How to Remove Points Early with a Defensive Driving Course
Georgia allows you to remove up to 7 points from your driving record by completing a state-approved defensive driving course. You can take the course once every 5 years for point reduction. The course must be approved by the Georgia Department of Driver Services and completed through a certified provider.
The 7-point reduction applies to your DMV record immediately after course completion, but it does not automatically reduce your insurance premium. You must contact your carrier after completing the course and request a manual re-rate. Most carriers require proof of completion and apply the discount at your next renewal, not mid-term.
The course costs $25-$75 depending on the provider and takes 6-8 hours to complete online or in person. If you currently sit at 10-14 points, completing the course before your next violation can prevent a suspension. If you have already been suspended, the course does not shorten the suspension period but can help you avoid future suspensions once reinstated.
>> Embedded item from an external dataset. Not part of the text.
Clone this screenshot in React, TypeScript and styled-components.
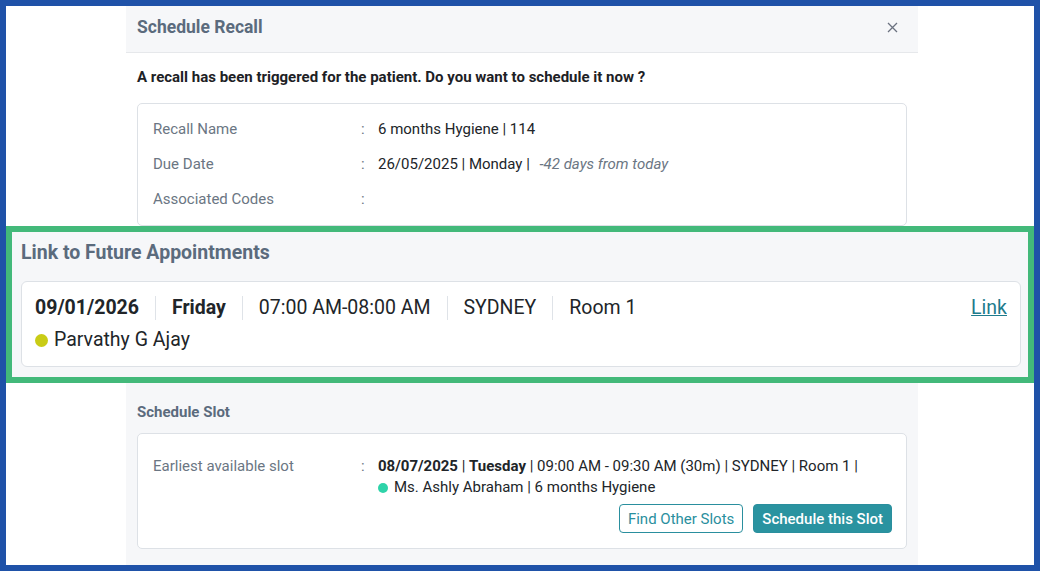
import React from "react";
import styled, { createGlobalStyle } from "styled-components";

const Global = createGlobalStyle`
  html, body { margin: 0; padding: 0; background: #ffffff; }
  body { font-family: Roboto, "Liberation Sans", Arial, sans-serif; color: #212529; }
  * { box-sizing: border-box; }
`;

const Frame = styled.div`
  width: 1040px;
  height: 571px;
  border: 6px solid #1f52a8;
  background: #ffffff;
  display: flex;
  flex-direction: column;
  overflow: hidden;
`;

const ModalTop = styled.div`
  margin-left: 120px;
  width: 792px;
  height: 220px;
  display: flex;
  flex-direction: column;
  background: #ffffff;
`;

const Header = styled.div`
  height: 47px;
  flex-shrink: 0;
  background: #f6f7f9;
  border-bottom: 1px solid #e6e8eb;
  display: flex;
  align-items: center;
  justify-content: space-between;
  padding: 0 19px 4px 11px;
`;

const Title = styled.h2`
  margin: 0;
  font-size: 17.5px;
  font-weight: 700;
  color: #5b6b7d;
`;

const CloseBtn = styled.button`
  border: 0;
  background: transparent;
  padding: 0;
  width: 14px;
  height: 14px;
  display: flex;
  align-items: center;
  justify-content: center;
  cursor: pointer;
`;

const Body = styled.div`
  padding: 14px 11px 0 11px;
`;

const Message = styled.p`
  margin: 0 0 16px 0;
  font-size: 15px;
  line-height: 20px;
  font-weight: 700;
  color: #1d2125;
`;

const InfoCard = styled.div<{ $pad: string }>`
  border: 1px solid #dde1e6;
  border-radius: 5px;
  background: #ffffff;
  padding: ${(p) => p.$pad};
`;

const InfoRow = styled.div`
  display: grid;
  grid-template-columns: 208px 17px 1fr;
  font-size: 15px;
  line-height: 21px;
  & + & { margin-top: 14px; }
`;

const Label = styled.span`
  color: #6b7683;
`;

const Colon = styled.span`
  color: #6b7683;
`;

const Value = styled.span`
  color: #212529;
`;

const Muted = styled.span`
  color: #6b7683;
  font-style: italic;
  margin-left: 6px;
`;

const Highlight = styled.section`
  border: 6px solid #43b97a;
  background: #f6f7f9;
  height: 157px;
  flex-shrink: 0;
  padding: 9px 7px 0 9px;
`;

const HighlightTitle = styled.h3`
  margin: 0 0 16px 0;
  font-size: 19.5px;
  line-height: 24px;
  font-weight: 700;
  color: #5b6b7d;
`;

const ApptCard = styled.div`
  background: #ffffff;
  border: 1px solid #dde1e6;
  border-radius: 6px;
  height: 86px;
  padding: 13px 13px 0 13px;
  display: flex;
  flex-direction: column;
`;

const ApptLine = styled.div`
  display: flex;
  align-items: center;
  font-size: 19.5px;
  line-height: 26px;
  color: #212529;
`;

const ApptItem = styled.span<{ $bold?: boolean }>`
  font-weight: ${(p) => (p.$bold ? 700 : 400)};
  padding: 0 16px;
  border-left: 1px solid #dfe3e8;
  line-height: 24px;
  &:first-child { padding-left: 0; border-left: 0; }
`;

const LinkText = styled.a`
  margin-left: auto;
  color: #1e7b8c;
  text-decoration: underline;
  font-size: 19.5px;
  cursor: pointer;
`;

const Dot = styled.span<{ $color: string; $size: number }>`
  display: inline-block;
  width: ${(p) => p.$size}px;
  height: ${(p) => p.$size}px;
  border-radius: 50%;
  background: ${(p) => p.$color};
  margin-right: 6px;
  flex-shrink: 0;
`;

const PatientLine = styled.div`
  display: flex;
  align-items: center;
  font-size: 19.5px;
  line-height: 26px;
  margin-top: 6px;
  color: #212529;
`;

const ModalBottom = styled.div`
  margin-left: 120px;
  width: 792px;
  flex: 1;
  background: #f6f7f9;
  padding: 20px 11px 0 11px;
`;

const SectionTitle = styled.h4`
  margin: 0 0 12px 0;
  font-size: 15px;
  line-height: 18px;
  font-weight: 700;
  color: #5b6b7d;
`;

const SlotValue = styled.div`
  color: #212529;
  font-size: 15px;
  line-height: 21px;
  b { font-weight: 700; }
`;

const SlotLine2 = styled.div`
  display: flex;
  align-items: center;
`;

const Actions = styled.div`
  display: flex;
  justify-content: flex-end;
  gap: 10px;
  margin-top: 6px;
`;

const Button = styled.button<{ $primary?: boolean }>`
  height: 29px;
  padding: 0 8px;
  border-radius: 4px;
  font-family: Roboto, "Liberation Sans", Arial, sans-serif;
  font-size: 15px;
  font-weight: ${(p) => (p.$primary ? 500 : 400)};
  border: 1px solid #2a8f9e;
  background: ${(p) => (p.$primary ? "#2a93a0" : "#ffffff")};
  color: ${(p) => (p.$primary ? "#ffffff" : "#2a8f9e")};
  cursor: pointer;
`;

export default function App() {
  return (
    <>
      <Global />
      <Frame>
        <ModalTop>
          <Header>
            <Title>Schedule Recall</Title>
            <CloseBtn aria-label="Close">
              <svg width="11" height="11" viewBox="0 0 11 11">
                <path d="M1 1L10 10M10 1L1 10" stroke="#6b7280" strokeWidth="1.3" />
              </svg>
            </CloseBtn>
          </Header>
          <Body>
            <Message>A recall has been triggered for the patient. Do you want to schedule it now ?</Message>
            <InfoCard $pad="15px 15px 15px 15px">
              <InfoRow>
                <Label>Recall Name</Label>
                <Colon>:</Colon>
                <Value>6 months Hygiene | 114</Value>
              </InfoRow>
              <InfoRow>
                <Label>Due Date</Label>
                <Colon>:</Colon>
                <Value>
                  26/05/2025 | Monday | <Muted>-42 days from today</Muted>
                </Value>
              </InfoRow>
              <InfoRow>
                <Label>Associated Codes</Label>
                <Colon>:</Colon>
                <Value></Value>
              </InfoRow>
            </InfoCard>
          </Body>
        </ModalTop>

        <Highlight>
          <HighlightTitle>Link to Future Appointments</HighlightTitle>
          <ApptCard>
            <ApptLine>
              <ApptItem $bold>09/01/2026</ApptItem>
              <ApptItem $bold>Friday</ApptItem>
              <ApptItem>07:00 AM-08:00 AM</ApptItem>
              <ApptItem>SYDNEY</ApptItem>
              <ApptItem>Room 1</ApptItem>
              <LinkText>Link</LinkText>
            </ApptLine>
            <PatientLine>
              <Dot $color="#c9cc16" $size={13} />
              Parvathy G Ajay
            </PatientLine>
          </ApptCard>
        </Highlight>

        <ModalBottom>
          <SectionTitle>Schedule Slot</SectionTitle>
          <InfoCard $pad="22px 14px 15px 15px">
            <InfoRow>
              <Label>Earliest available slot</Label>
              <Colon>:</Colon>
              <SlotValue>
                <div>
                  <b>08/07/2025</b> | <b>Tuesday</b> | 09:00 AM - 09:30 AM (30m) | SYDNEY | Room 1 |
                </div>
                <SlotLine2>
                  <Dot $color="#2ed3a9" $size={10} />
                  Ms. Ashly Abraham | 6 months Hygiene
                </SlotLine2>
              </SlotValue>
            </InfoRow>
            <Actions>
              <Button>Find Other Slots</Button>
              <Button $primary>Schedule this Slot</Button>
            </Actions>
          </InfoCard>
        </ModalBottom>
      </Frame>
    </>
  );
}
What SR-22 Filing Means and When Points Trigger It
Georgia does not require SR-22 filing for standard point violations like speeding tickets or at-fault accidents. SR-22 becomes mandatory only after specific triggering events: DUI conviction, reckless driving with injury, driving without insurance, accumulating multiple major violations within a short window, or license suspension for habitual offender status.
If your point-triggered suspension also involved one of these events, Georgia will require you to file SR-22 for 3 years after reinstatement. The SR-22 is not insurance — it is a certificate your carrier files with the Georgia DDS proving you carry continuous liability coverage at or above the state minimum of 25/50/25.
SR-22 filing adds $25-$50 per year to your policy cost through the filing fee, but the bigger impact comes from the carrier restrictions. Many preferred carriers do not offer SR-22 filing, which forces you into the non-standard market where rates run 40-80% higher than standard pricing. Non-standard carriers like The General, Acceptance, and Bristol West specialize in SR-22 and high-point drivers.